Gone almost 40 years, Bob Marley remains to this day arguably Jamaica’s most famous export, and Three Little Birds one of his most celebrated songs. The origins of the track are disputed, some say that it was inspired by some literal birds that would fly past his house, while others maintain that it was written as a tribute to some of his friends of his who sang as the group I Threes. Either way, Three Little Birds encapsulates everything that Marley continues to be known for – catchy reggae instrumentals, unforgettable lyrics and an uplifting message – ‘don’t worry ‘bout a thing, ‘cos every little thing’s gonna be alright.’

Keep Ya Head Up – 2Pac

Until his untimely death, Tupac ‘2Pac’ Shakur was a leading figure of the Hip Hop movement that arose in America in the early 1990s. However, to this day he is still lauded as one of the best and most important figures to have ever recorded. Throughout his discography his lyrics touch on many themes, but his overall message was one of empowering the black communities oppressed throughout America and is perfectly encapsulated in his deceptively upbeat sounding song Keep Ya Head Up. Written as a tribute to black women everywhere, and dedicated to murdered schoolgirl Latasha Harlins, Keep Ya Head Up samples the beat from Be Alright and uses the extremely apt O-o-h Child’s chorus.

I Got You (I Feel Good) – James Brown

James Brown was truly unique. His live performances were incredible, well worth a trip over to YouTube to check them out. Not only did he possess one of the best voices to ever grace the stage, his dance moves were unparalleled. Nicknamed the Godfather of Soul, Brown revolutionised the genre. Starting with infamous scream, his most famous song, I Got You (I Feel Good), the song remains in circulation because of its dual appeal of being perfect for adverts, but also because it’s just a damn good song. It almost feels as though writing about this track can only do it a disservice, it’s a real feel good song that deserves to be put on often and on repeat.

Shut Up – Stormzy

By far the youngest artist on this list, Stormzy’s rise to fame has been monumental. Growing up in South London, the grime artist’s songs are known for their catchy hooks, and none more so than Shut Up, his breakout song. Though it hasn’t made the cultural impact or possess the uplifting spirit of many of the other songs on the list, Shut Up has become an anthem of our times.
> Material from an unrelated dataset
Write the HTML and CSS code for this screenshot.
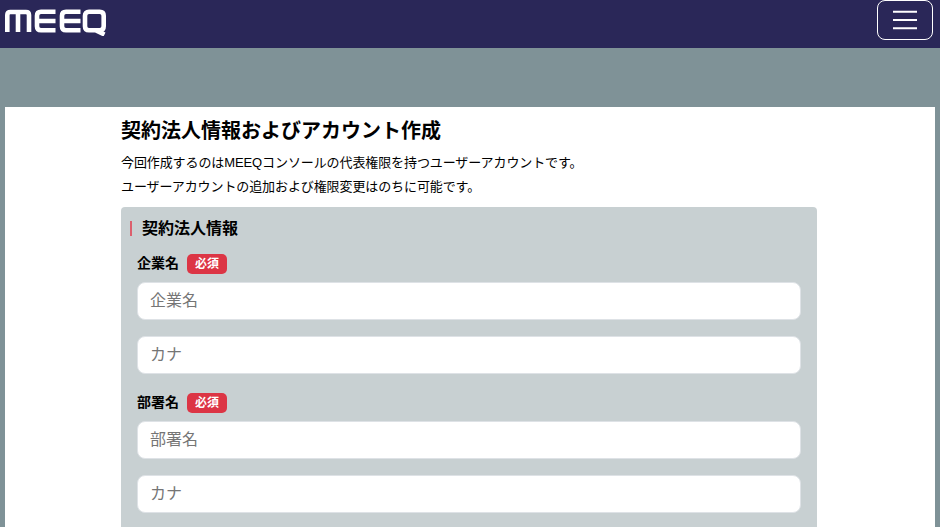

But while the lyrics in his songs may not always be empowering, Stormzy dedicates his life outside of music to making a better life for black, British youth, most notably with his Stormzy Scholarships which help kids from less advantaged backgrounds enter Cambridge. Stormzy’s only really starting his career, and doubtless in the years to come he will continue to make an indelible mark on Britain and the world.

Relentless – Funky DL feat. KLASHNEKOFF

This collaboration between the legendary artist Funky DL and KLASHNEKOFF, Relentless, explores the difficulties the two rappers overcame to reach the success they’ve achieved. From humble beginnings, the track chronicles how both artists worked tirelessly to sign their well deserved recording contracts and enjoy long careers. Both artists recently visited ACM to deliver a spectacular masterclass for Black History Month to discuss the best ways young artists can get their music careers started.

Respect – Aretha Franklin

Originally recorded in 1965 by Otis Redding, Respect has since become most well known as the signature song of the legendary Aretha Franklin. Franklin made the song her own, adding in the ‘R-E-S-P-E-C-T’ and ‘sock it to me’ chorus for which the song is most commonly remembered. An anthem for every strong, confident woman who realises she doesn’t need to change, that she demands respect for being who she is, this song has stood the test of time over the last half century and will be sampled and kept on compilations and playlists for decades to come.